**Information shown**
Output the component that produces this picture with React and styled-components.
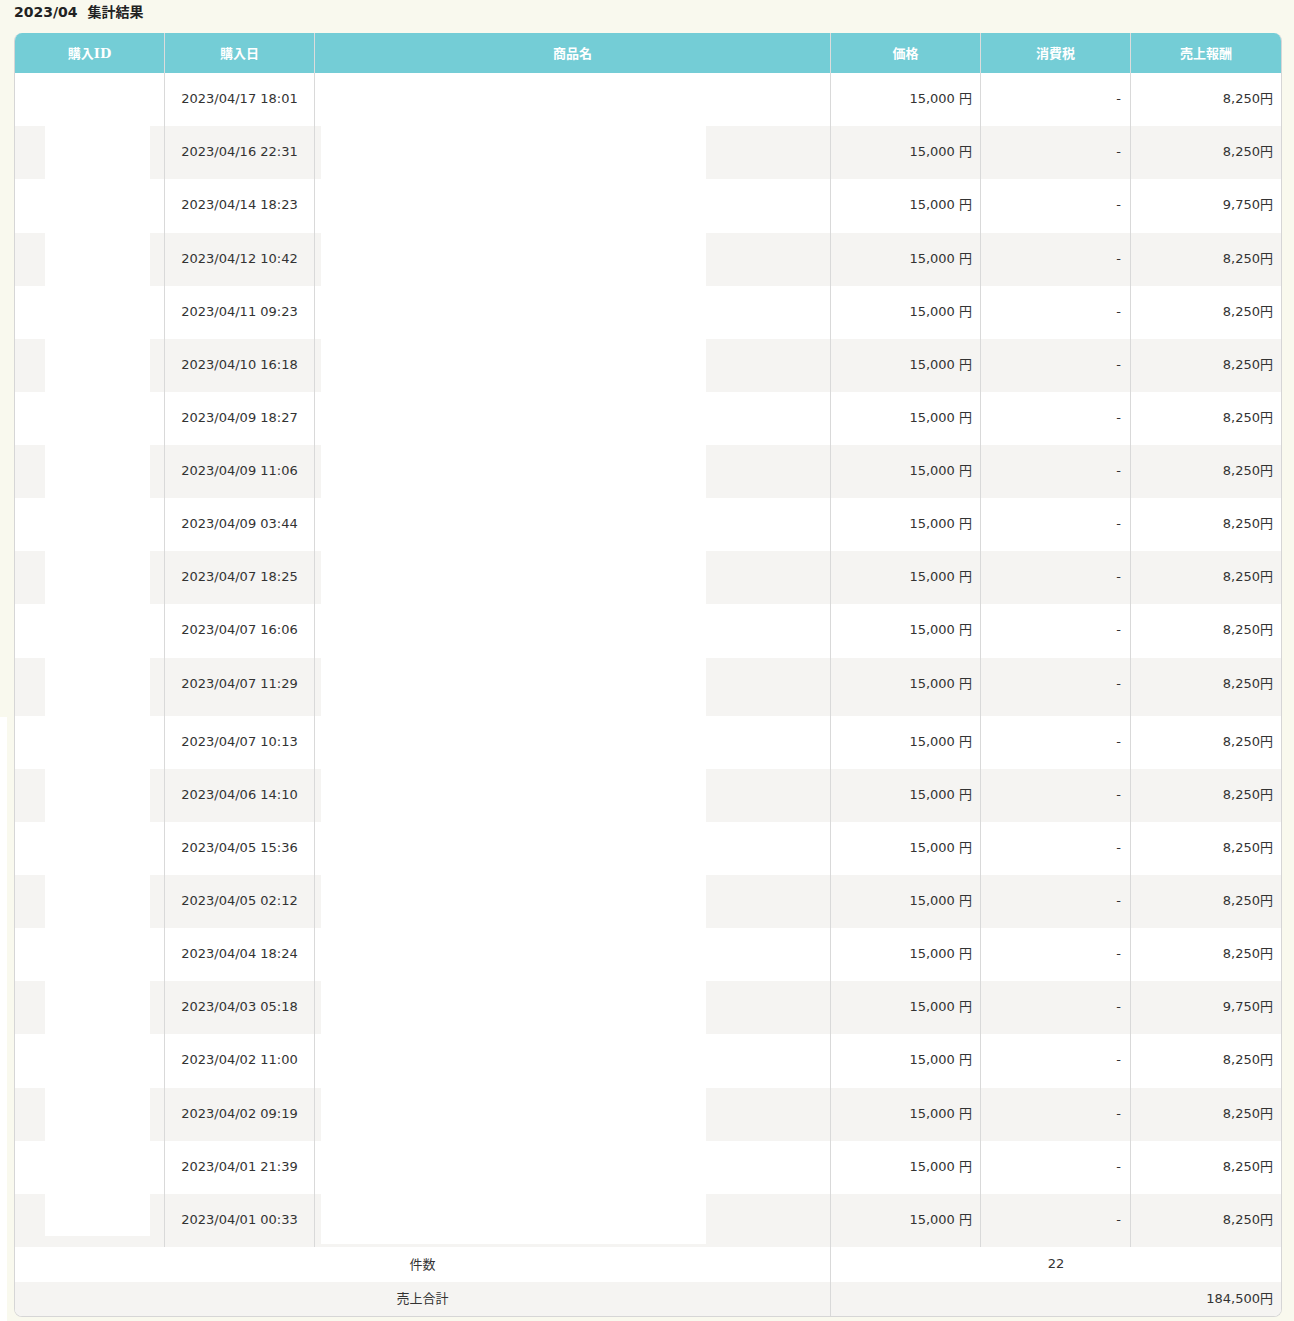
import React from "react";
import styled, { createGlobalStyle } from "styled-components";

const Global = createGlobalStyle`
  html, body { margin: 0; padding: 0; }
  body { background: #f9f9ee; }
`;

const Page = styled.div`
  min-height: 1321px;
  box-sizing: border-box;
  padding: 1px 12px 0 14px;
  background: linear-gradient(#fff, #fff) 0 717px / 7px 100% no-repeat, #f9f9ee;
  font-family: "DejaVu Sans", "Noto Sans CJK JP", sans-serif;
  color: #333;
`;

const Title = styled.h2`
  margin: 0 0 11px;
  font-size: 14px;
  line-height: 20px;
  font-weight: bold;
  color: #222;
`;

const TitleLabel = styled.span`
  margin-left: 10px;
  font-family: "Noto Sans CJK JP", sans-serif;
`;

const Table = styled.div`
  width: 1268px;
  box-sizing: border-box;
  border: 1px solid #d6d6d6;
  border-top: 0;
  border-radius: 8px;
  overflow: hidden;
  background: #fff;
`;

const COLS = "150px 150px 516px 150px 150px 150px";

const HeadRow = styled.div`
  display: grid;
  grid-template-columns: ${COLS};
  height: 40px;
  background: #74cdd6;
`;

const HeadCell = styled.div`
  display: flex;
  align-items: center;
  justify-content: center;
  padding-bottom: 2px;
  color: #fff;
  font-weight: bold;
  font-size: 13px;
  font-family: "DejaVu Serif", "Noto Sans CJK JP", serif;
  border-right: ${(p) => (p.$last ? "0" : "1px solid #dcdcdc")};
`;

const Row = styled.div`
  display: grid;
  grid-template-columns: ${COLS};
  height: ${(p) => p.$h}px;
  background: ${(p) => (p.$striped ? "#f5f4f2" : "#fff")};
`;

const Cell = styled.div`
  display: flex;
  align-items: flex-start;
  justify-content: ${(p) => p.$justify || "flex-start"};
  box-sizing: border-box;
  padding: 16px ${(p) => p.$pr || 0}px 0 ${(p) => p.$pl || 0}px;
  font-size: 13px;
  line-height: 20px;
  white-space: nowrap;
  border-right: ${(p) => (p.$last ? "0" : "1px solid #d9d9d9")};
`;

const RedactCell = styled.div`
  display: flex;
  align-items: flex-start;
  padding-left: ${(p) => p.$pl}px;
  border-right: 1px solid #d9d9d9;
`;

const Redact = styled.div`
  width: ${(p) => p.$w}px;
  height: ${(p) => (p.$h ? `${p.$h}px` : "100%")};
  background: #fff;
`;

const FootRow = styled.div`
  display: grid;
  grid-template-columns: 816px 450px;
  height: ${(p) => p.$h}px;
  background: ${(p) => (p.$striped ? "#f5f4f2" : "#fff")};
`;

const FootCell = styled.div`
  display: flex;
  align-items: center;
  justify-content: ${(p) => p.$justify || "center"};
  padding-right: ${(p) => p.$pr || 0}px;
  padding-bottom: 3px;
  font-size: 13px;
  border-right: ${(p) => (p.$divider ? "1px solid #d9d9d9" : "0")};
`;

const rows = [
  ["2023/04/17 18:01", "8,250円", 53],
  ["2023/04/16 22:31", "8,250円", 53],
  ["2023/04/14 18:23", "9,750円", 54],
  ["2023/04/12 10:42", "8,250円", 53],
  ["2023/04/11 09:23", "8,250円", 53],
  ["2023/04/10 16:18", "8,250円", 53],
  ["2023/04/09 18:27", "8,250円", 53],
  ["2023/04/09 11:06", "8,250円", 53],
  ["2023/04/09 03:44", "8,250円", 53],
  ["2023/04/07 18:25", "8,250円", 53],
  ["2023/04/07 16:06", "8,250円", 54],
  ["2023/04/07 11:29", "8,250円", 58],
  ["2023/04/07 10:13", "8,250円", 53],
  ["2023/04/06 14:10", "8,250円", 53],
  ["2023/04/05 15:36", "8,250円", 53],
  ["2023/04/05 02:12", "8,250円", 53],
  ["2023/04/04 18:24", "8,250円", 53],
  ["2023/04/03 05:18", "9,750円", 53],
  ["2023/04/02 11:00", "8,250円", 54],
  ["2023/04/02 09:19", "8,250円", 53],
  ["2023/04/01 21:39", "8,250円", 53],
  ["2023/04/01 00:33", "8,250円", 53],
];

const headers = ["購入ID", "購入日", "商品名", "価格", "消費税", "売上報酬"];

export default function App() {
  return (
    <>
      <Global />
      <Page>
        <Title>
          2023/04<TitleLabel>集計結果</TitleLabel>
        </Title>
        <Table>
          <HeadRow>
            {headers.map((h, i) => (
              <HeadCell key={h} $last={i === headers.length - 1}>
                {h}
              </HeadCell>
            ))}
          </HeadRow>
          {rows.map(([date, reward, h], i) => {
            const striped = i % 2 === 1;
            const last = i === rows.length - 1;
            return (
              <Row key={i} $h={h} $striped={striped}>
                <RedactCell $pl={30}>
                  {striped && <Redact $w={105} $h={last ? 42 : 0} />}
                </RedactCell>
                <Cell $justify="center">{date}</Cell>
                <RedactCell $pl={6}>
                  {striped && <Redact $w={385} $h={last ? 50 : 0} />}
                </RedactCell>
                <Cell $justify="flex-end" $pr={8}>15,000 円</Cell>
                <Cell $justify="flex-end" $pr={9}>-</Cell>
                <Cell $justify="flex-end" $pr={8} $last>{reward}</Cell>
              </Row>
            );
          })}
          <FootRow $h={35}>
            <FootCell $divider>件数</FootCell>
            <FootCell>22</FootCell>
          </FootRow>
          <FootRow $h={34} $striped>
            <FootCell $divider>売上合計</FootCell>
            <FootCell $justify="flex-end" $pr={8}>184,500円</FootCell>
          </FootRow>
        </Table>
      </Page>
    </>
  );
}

**Work required**
Omit the pictures and give the material again, exactly and in full.

**Exercise answer**
Output the component that produces this picture with React and styled-components.
import React from "react";
import styled, { createGlobalStyle } from "styled-components";

const Global = createGlobalStyle`
  html, body { margin: 0; padding: 0; }
  body { background: #f9f9ee; }
`;

const Page = styled.div`
  min-height: 1321px;
  box-sizing: border-box;
  padding: 1px 12px 0 14px;
  background: linear-gradient(#fff, #fff) 0 717px / 7px 100% no-repeat, #f9f9ee;
  font-family: "DejaVu Sans", "Noto Sans CJK JP", sans-serif;
  color: #333;
`;

const Title = styled.h2`
  margin: 0 0 11px;
  font-size: 14px;
  line-height: 20px;
  font-weight: bold;
  color: #222;
`;

const TitleLabel = styled.span`
  margin-left: 10px;
  font-family: "Noto Sans CJK JP", sans-serif;
`;

const Table = styled.div`
  width: 1268px;
  box-sizing: border-box;
  border: 1px solid #d6d6d6;
  border-top: 0;
  border-radius: 8px;
  overflow: hidden;
  background: #fff;
`;

const COLS = "150px 150px 516px 150px 150px 150px";

const HeadRow = styled.div`
  display: grid;
  grid-template-columns: ${COLS};
  height: 40px;
  background: #74cdd6;
`;

const HeadCell = styled.div`
  display: flex;
  align-items: center;
  justify-content: center;
  padding-bottom: 2px;
  color: #fff;
  font-weight: bold;
  font-size: 13px;
  font-family: "DejaVu Serif", "Noto Sans CJK JP", serif;
  border-right: ${(p) => (p.$last ? "0" : "1px solid #dcdcdc")};
`;

const Row = styled.div`
  display: grid;
  grid-template-columns: ${COLS};
  height: ${(p) => p.$h}px;
  background: ${(p) => (p.$striped ? "#f5f4f2" : "#fff")};
`;

const Cell = styled.div`
  display: flex;
  align-items: flex-start;
  justify-content: ${(p) => p.$justify || "flex-start"};
  box-sizing: border-box;
  padding: 16px ${(p) => p.$pr || 0}px 0 ${(p) => p.$pl || 0}px;
  font-size: 13px;
  line-height: 20px;
  white-space: nowrap;
  border-right: ${(p) => (p.$last ? "0" : "1px solid #d9d9d9")};
`;

const RedactCell = styled.div`
  display: flex;
  align-items: flex-start;
  padding-left: ${(p) => p.$pl}px;
  border-right: 1px solid #d9d9d9;
`;

const Redact = styled.div`
  width: ${(p) => p.$w}px;
  height: ${(p) => (p.$h ? `${p.$h}px` : "100%")};
  background: #fff;
`;

const FootRow = styled.div`
  display: grid;
  grid-template-columns: 816px 450px;
  height: ${(p) => p.$h}px;
  background: ${(p) => (p.$striped ? "#f5f4f2" : "#fff")};
`;

const FootCell = styled.div`
  display: flex;
  align-items: center;
  justify-content: ${(p) => p.$justify || "center"};
  padding-right: ${(p) => p.$pr || 0}px;
  padding-bottom: 3px;
  font-size: 13px;
  border-right: ${(p) => (p.$divider ? "1px solid #d9d9d9" : "0")};
`;

const rows = [
  ["2023/04/17 18:01", "8,250円", 53],
  ["2023/04/16 22:31", "8,250円", 53],
  ["2023/04/14 18:23", "9,750円", 54],
  ["2023/04/12 10:42", "8,250円", 53],
  ["2023/04/11 09:23", "8,250円", 53],
  ["2023/04/10 16:18", "8,250円", 53],
  ["2023/04/09 18:27", "8,250円", 53],
  ["2023/04/09 11:06", "8,250円", 53],
  ["2023/04/09 03:44", "8,250円", 53],
  ["2023/04/07 18:25", "8,250円", 53],
  ["2023/04/07 16:06", "8,250円", 54],
  ["2023/04/07 11:29", "8,250円", 58],
  ["2023/04/07 10:13", "8,250円", 53],
  ["2023/04/06 14:10", "8,250円", 53],
  ["2023/04/05 15:36", "8,250円", 53],
  ["2023/04/05 02:12", "8,250円", 53],
  ["2023/04/04 18:24", "8,250円", 53],
  ["2023/04/03 05:18", "9,750円", 53],
  ["2023/04/02 11:00", "8,250円", 54],
  ["2023/04/02 09:19", "8,250円", 53],
  ["2023/04/01 21:39", "8,250円", 53],
  ["2023/04/01 00:33", "8,250円", 53],
];

const headers = ["購入ID", "購入日", "商品名", "価格", "消費税", "売上報酬"];

export default function App() {
  return (
    <>
      <Global />
      <Page>
        <Title>
          2023/04<TitleLabel>集計結果</TitleLabel>
        </Title>
        <Table>
          <HeadRow>
            {headers.map((h, i) => (
              <HeadCell key={h} $last={i === headers.length - 1}>
                {h}
              </HeadCell>
            ))}
          </HeadRow>
          {rows.map(([date, reward, h], i) => {
            const striped = i % 2 === 1;
            const last = i === rows.length - 1;
            return (
              <Row key={i} $h={h} $striped={striped}>
                <RedactCell $pl={30}>
                  {striped && <Redact $w={105} $h={last ? 42 : 0} />}
                </RedactCell>
                <Cell $justify="center">{date}</Cell>
                <RedactCell $pl={6}>
                  {striped && <Redact $w={385} $h={last ? 50 : 0} />}
                </RedactCell>
                <Cell $justify="flex-end" $pr={8}>15,000 円</Cell>
                <Cell $justify="flex-end" $pr={9}>-</Cell>
                <Cell $justify="flex-end" $pr={8} $last>{reward}</Cell>
              </Row>
            );
          })}
          <FootRow $h={35}>
            <FootCell $divider>件数</FootCell>
            <FootCell>22</FootCell>
          </FootRow>
          <FootRow $h={34} $striped>
            <FootCell $divider>売上合計</FootCell>
            <FootCell $justify="flex-end" $pr={8}>184,500円</FootCell>
          </FootRow>
        </Table>
      </Page>
    </>
  );
}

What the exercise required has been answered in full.